=== What is required ===
Pictures stay out of this copy, which runs from the first line of the material through the line containing "import React from 'react'".

=== Data section ===
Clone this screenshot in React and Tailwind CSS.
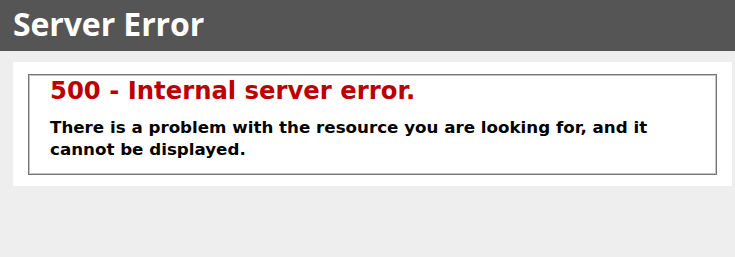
import React from 'react'

const App = () => {
    return (
        <div className="min-h-[257px] bg-[#eeeeee] font-['DejaVu_Sans',Verdana,sans-serif]">
            <div className="h-[51px] bg-[#555555] pl-[13px] flex items-center">
                <h1 className="font-['Open_Sans',sans-serif] font-bold text-[32px] text-white leading-none tracking-[-0.1px] -mt-[3px]">
                    Server Error
                </h1>
            </div>

            <div className="ml-[13px] mt-[11px] w-[719px] bg-white pt-[12px] pb-[11px] pl-[15px] pr-[15px]">
                <div className="border border-[#767676] shadow-[inset_0_0_0_1px_#c4c4c4] h-[101px] pl-[21px] pt-[1px]">
                    <h2 className="font-bold text-[24.3px] leading-[30px] text-[#bb0000]">
                        500 - Internal server error.
                    </h2>
                    <h3 className="mt-[10px] font-bold text-[16.7px] leading-[22px] text-black w-[640px]">
                        There is a problem with the resource you are looking for, and it cannot be displayed.
                    </h3>
                </div>
            </div>
        </div>
    )
}

export default App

=== The reply ===
Clone this screenshot in React and Tailwind CSS.
import React from 'react'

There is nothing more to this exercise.